A primeira nota de surpresa em “Atos Humanos” advém da narrativa na segunda pessoa que toma conta do primeiro capítulo. A escritora fala de alguém com a familiaridade que um “tu” pressupõe, mesmo podendo tratar-se de um perfeito desconhecido. É um artifício que obriga o leitor a deslocar-se para dentro da história, a tomar parte nela. Está dado o passo decisivo no processo de adesão ao livro, algo que ultrapassará em muito uma eventual relação empática, transformando-se num apego íntimo, num sentir comum feito de cumplicidade, compaixão e humanidade. Ao longo de seis capítulos, os protagonistas vão sendo dados a conhecer de forma circunstanciada, a matéria de que são (somos) feitos, a sua abnegação e coragem, a permanecerem como vínculo de união que nenhum bastão, nenhuma bala, é capaz de apagar ou destruir. Nas praças e ruas de Gwangju onde se amontoam os cadáveres, nos ginásios transformados em necrotérios improvisados, nos frios calabouços onde se tortura e mata, a barbárie emerge e, com ela, a luta de quem resiste, a força de quem diz não.

A segunda nota de surpresa tem a ver com o facto de podermos ver “Atos Humanos”, não como um romance, antes como um ajuste de contas com a convulsa história coreana recente. A Revolta de Gwangju teve lugar a 18 de Maio de 1980 e partiu de uma população descontente com as condições de vida pouco dignas e com políticas governamentais ditatoriais. A polícia e as forças militares do presidente da Coreia do Sul, o general Chun Doo-hwan, reprimiram as manifestações de forma brutal, controlando a revolta depois de uma semana de violência inaudita que terminou com um saldo de quase 250 vítimas mortais, embora os cidadãos de Gwangju argumentem firmemente que os mortos ascenderam a vários milhares. Han Kang, então com nove anos, não viveu de perto os acontecimentos, mas os relatos que lhe foram chegando fizeram crescer em si a necessidade de expor ao mundo a sua visão dos acontecimentos. O resultado é pungente, um livro cru e doce ao mesmo tempo, uma homenagem sincera às vítimas do massacre, para que ninguém volte a profanar a sua memória.

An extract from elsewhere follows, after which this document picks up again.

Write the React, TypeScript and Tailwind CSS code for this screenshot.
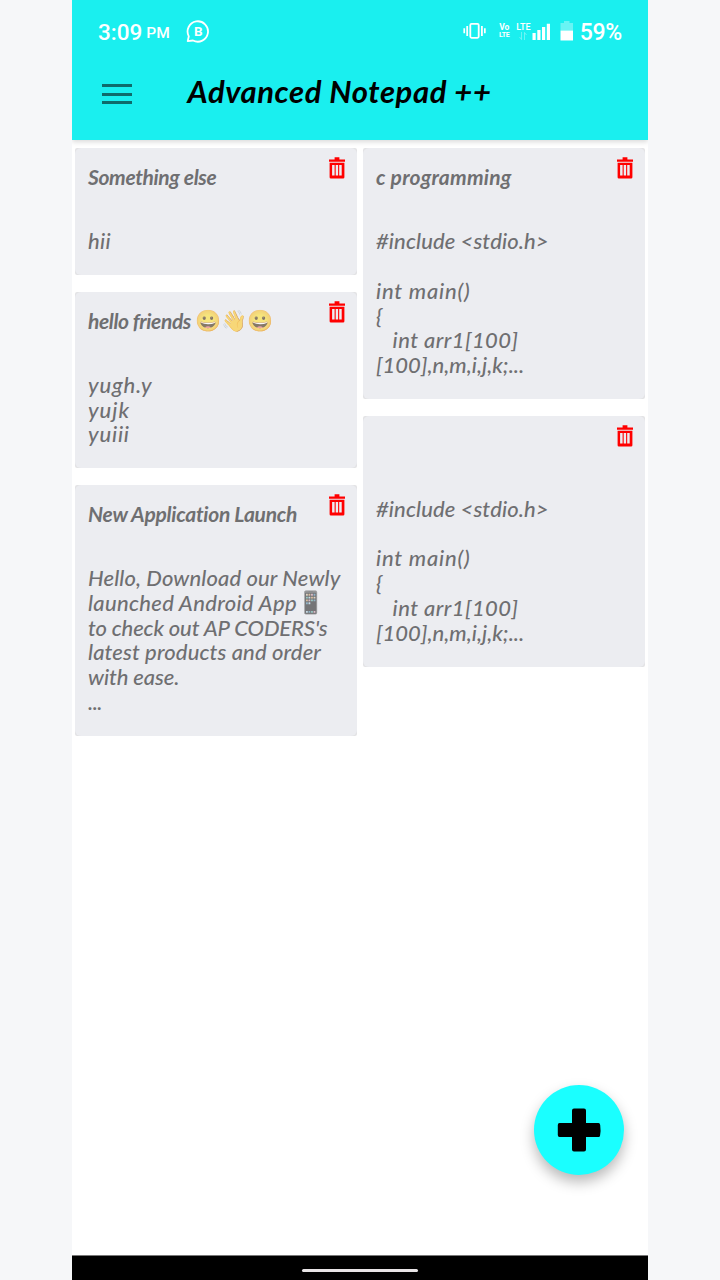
interface Line {
  text: string;
  tracking?: string;
  emoji?: string;
  emojiClass?: string;
}

interface Note {
  title: Line;
  body: Line[];
}

const stdioBody: Line[] = [
  { text: "#include <stdio.h>", tracking: "tracking-[0.1px]" },
  { text: "" },
  { text: "int main()", tracking: "tracking-[0.8px]" },
  { text: "{" },
  { text: "   int arr1[100]", tracking: "tracking-[0.45px]" },
  { text: "[100],n,m,i,j,k;...", tracking: "tracking-[0.05px]" },
];

const leftNotes: Note[] = [
  {
    title: { text: "Something else", tracking: "tracking-[-0.35px]" },
    body: [{ text: "hii", tracking: "tracking-[0.3px]" }],
  },
  {
    title: { text: "hello friends ", tracking: "tracking-[-0.4px]", emoji: "😀👋😀", emojiClass: "opacity-60" },
    body: [
      { text: "yugh.y", tracking: "tracking-[0.8px]" },
      { text: "yujk", tracking: "tracking-[1px]" },
      { text: "yuiii", tracking: "tracking-[0.8px]" },
    ],
  },
  {
    title: { text: "New Application Launch", tracking: "tracking-[-0.27px]" },
    body: [
      { text: "Hello, Download our Newly", tracking: "tracking-[0.12px]" },
      { text: "launched Android App", tracking: "tracking-[0.3px]", emoji: "📱", emojiClass: "opacity-50 grayscale-50" },
      { text: "to check out AP CODERS's", tracking: "tracking-[-0.13px]" },
      { text: "latest products and order", tracking: "tracking-[0.12px]" },
      { text: "with ease.", tracking: "tracking-[-0.1px]" },
      { text: "...", tracking: "tracking-[-0.5px]" },
    ],
  },
];

const rightNotes: Note[] = [
  { title: { text: "c programming", tracking: "tracking-[0.25px]" }, body: stdioBody },
  { title: { text: "" }, body: stdioBody },
];

function TextLine({ line }: { line: Line }) {
  return (
    <p className="flex h-[24.8px] items-center whitespace-pre leading-[24.8px]">
      <span className={line.tracking}>{line.text}</span>
      {line.emoji && (
        <span className={"font-['Noto_Color_Emoji',sans-serif] font-normal not-italic " + line.emojiClass}>{line.emoji}</span>
      )}
    </p>
  );
}

function TrashIcon() {
  return (
    <svg width="18" height="22" viewBox="0 0 18 22" fill="#ff0000">
      <path d="M6.6 0.3h4.8v2.2H17v2.2H1V2.5h5.6z" />
      <path
        fillRule="evenodd"
        d="M1.6 5.7h14.8v14.5a1.3 1.3 0 0 1-1.3 1.3H2.9a1.3 1.3 0 0 1-1.3-1.3zM4.1 8v10.6h2.5V8zM7.7 8v10.6h2.4V8zM11.2 8v10.6h2.5V8z"
      />
    </svg>
  );
}

function NoteCard({ note }: { note: Note }) {
  return (
    <div className="rounded-[2px] bg-[#e3e3e5]">
      <article className="relative rounded-[6px] bg-[#ecedf1] pt-[17px] pr-1 pb-[21px] pl-[13px] font-['Lato',sans-serif] text-[22px] text-[#6f6f71] italic">
        <h2 className="h-[25px] text-[21px] font-bold">
          <TextLine line={note.title} />
        </h2>
        <div className="mt-[39.2px] font-medium">
          {note.body.map((line, i) => (
            <TextLine key={i} line={line} />
          ))}
        </div>
        <button className="absolute top-[9px] right-[11px]" aria-label="Delete note">
          <TrashIcon />
        </button>
      </article>
    </div>
  );
}

function StatusBar() {
  return (
    <div className="flex h-[64px] items-center px-[26px] font-['Roboto',sans-serif] font-medium text-white">
      <span className="text-[22.5px] leading-none">3:09</span>
      <span className="mt-1 ml-[4px] text-[15.5px] leading-none">PM</span>
      <svg className="-mt-[3px] ml-[16px]" width="24" height="24" viewBox="0 0 24 24" fill="none" stroke="#fff" strokeWidth="1.8">
        <path d="M1.7 22.1 2.8 17.3A10.2 10.2 0 1 1 7 21.5z" strokeLinejoin="round" />
        <text x="12.2" y="16.8" textAnchor="middle" fill="#fff" stroke="none" fontFamily="Roboto" fontSize="13.5" fontWeight="700">B</text>
      </svg>
      <svg className="-mt-[2px] ml-auto" width="24" height="18" viewBox="0 0 24 18" fill="#fff">
        <rect x="7.3" y="1.8" width="8.4" height="14" rx="1.2" fill="none" stroke="#fff" strokeWidth="1.8" />
        <path d="M3.3 4h1.8v10H3.3zM0.4 6.3h1.7v5H0.4zM18 4h1.8v10H18zM21 6.3h1.7v5H21z" />
      </svg>
      <span className="-mt-[2px] ml-[12px] flex w-[11px] flex-col items-center font-bold">
        <span className="text-[8.5px] leading-[8px]">Vo</span>
        <span className="text-[7px] leading-[8px] tracking-[-0.3px]">LTE</span>
      </span>
      <span className="-mt-[2px] ml-[6px] flex w-[15px] flex-col items-center">
        <span className="text-[9px] leading-[9px]">LTE</span>
        <svg width="8" height="8" viewBox="0 0 8 8" fill="none" stroke="#fff" strokeOpacity="0.35">
          <path d="M2.5 0v7.5L0.5 5M5.5 8V0.5l2 2.5" />
        </svg>
      </span>
      <svg className="-mt-[2px] ml-px" width="19" height="17" viewBox="0 0 19 17" fill="#fff">
        <path d="M0.5 10h3.2v7H0.5zM5.3 7h3.2v10H5.3zM10 4h3.2v13H10zM14.8 0.8H18V17h-3.2z" />
      </svg>
      <svg className="-mt-[2px] ml-[9px]" width="14" height="20" viewBox="0 0 14 20" fill="#fff">
        <path d="M4 0h5.5v2H13v7.5H0.5V2H4z" fillOpacity="0.35" />
        <path d="M0.5 9.5H13v10H0.5z" />
      </svg>
      <span className="ml-[6px] text-[23px] leading-none tracking-[-0.3px]">59%</span>
    </div>
  );
}

function AppBar() {
  return (
    <div className="flex h-[76px] items-start pl-[30px]">
      <button className="mt-[20px] flex w-[30px] flex-col gap-[5.7px]" aria-label="Open menu">
        <span className="h-[3px] bg-[#0e6b6b]" />
        <span className="h-[3px] bg-[#0e6b6b]" />
        <span className="h-[3px] bg-[#0e6b6b]" />
      </button>
      <h1 className="ml-[55.5px] pt-[7px] font-['Lato',sans-serif] text-[31px] leading-10 font-bold tracking-[0.6px] whitespace-nowrap text-black italic">
        Advanced Notepad ++
      </h1>
    </div>
  );
}

export default function App() {
  return (
    <div className="flex h-[1280px] w-[720px] justify-center overflow-hidden bg-[#f6f7f9]">
      <div className="relative flex h-full w-[576px] flex-col overflow-hidden bg-white">
        <header className="h-[140px] shrink-0 bg-[#1aefef] shadow-[0_2px_5px_rgba(0,0,0,0.15)]">
          <StatusBar />
          <AppBar />
        </header>
        <main className="grid flex-1 grid-cols-2 items-start gap-x-[6px] px-[3px] pt-2">
          <div className="flex flex-col gap-[16.6px]">
            {leftNotes.map((note, i) => (
              <NoteCard key={i} note={note} />
            ))}
          </div>
          <div className="flex flex-col gap-[16.6px]">
            {rightNotes.map((note, i) => (
              <NoteCard key={i} note={note} />
            ))}
          </div>
        </main>
        <button
          className="absolute right-6 bottom-[105px] flex size-[90px] items-center justify-center rounded-full bg-[#1affff] shadow-[0_7px_14px_rgba(0,0,0,0.28)]"
          aria-label="Add note"
        >
          <svg width="44" height="44" viewBox="0 0 44 44">
            <path d="M17 0.5h10q2 0 2 2V15h12.5q1.5 0 1.7 2l.4 6-.6 5q-.2 1-1.5 1H29v12.5q0 2-2 2H17q-2 0-2-2V29H2.5Q.8 29 .8 27V17q0-2 1.7-2H15V2.5q0-2 2-2z" />
          </svg>
        </button>
        <footer className="flex h-[25px] shrink-0 items-center justify-center border-t border-[#777] bg-black pt-1">
          <div className="h-[3px] w-[116px] rounded-full bg-[#e8e4e6]" />
        </footer>
      </div>
    </div>
  );
}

A dureza dos relatos é realçada por uma escrita cirúrgica, atenta ao pormenor, geradora de imagens intensas e precisas que fazem o leitor atentar na história como se de um filme a passar no ecrã se tratasse. E aqui reside a terceira grande surpresa, a de estarmos perante alguém possuidor de uma escrita invulgar, capaz de nos fazer estremecer por dentro com uma simples frase. “A Mãe do Rapaz. 2010”, capítulo que encerra o livro, é das peças mais dolorosas e, ao mesmo tempo, mais poéticas que li em toda a minha vida. Nela, Han distende a abrangência da narrativa e trá-la até aos nossos dias, procurando compreender de que forma um evento desta magnitude moldou a vida dos sobreviventes. “O fio da vida é tão forte como o tendão de um boi. Por isso, mesmo depois de te perder, a vida teve de continuar”, diz a mãe do rapaz, expondo feridas ainda em carne viva, num daqueles actos humanos que buscam guardar a pouca dignidade que não lhe foi roubada. Um livro notável, de uma escritora recém-galardoada com o Prémio Nobel da Literatura.

1 comentário:

  1. Descrição sentida e pormenorizada de uma obra e de uma autora que ainda não li e que tenho curiosidade em conhecer. Obrigada pelo parecer, penso comprá-la e lê-la.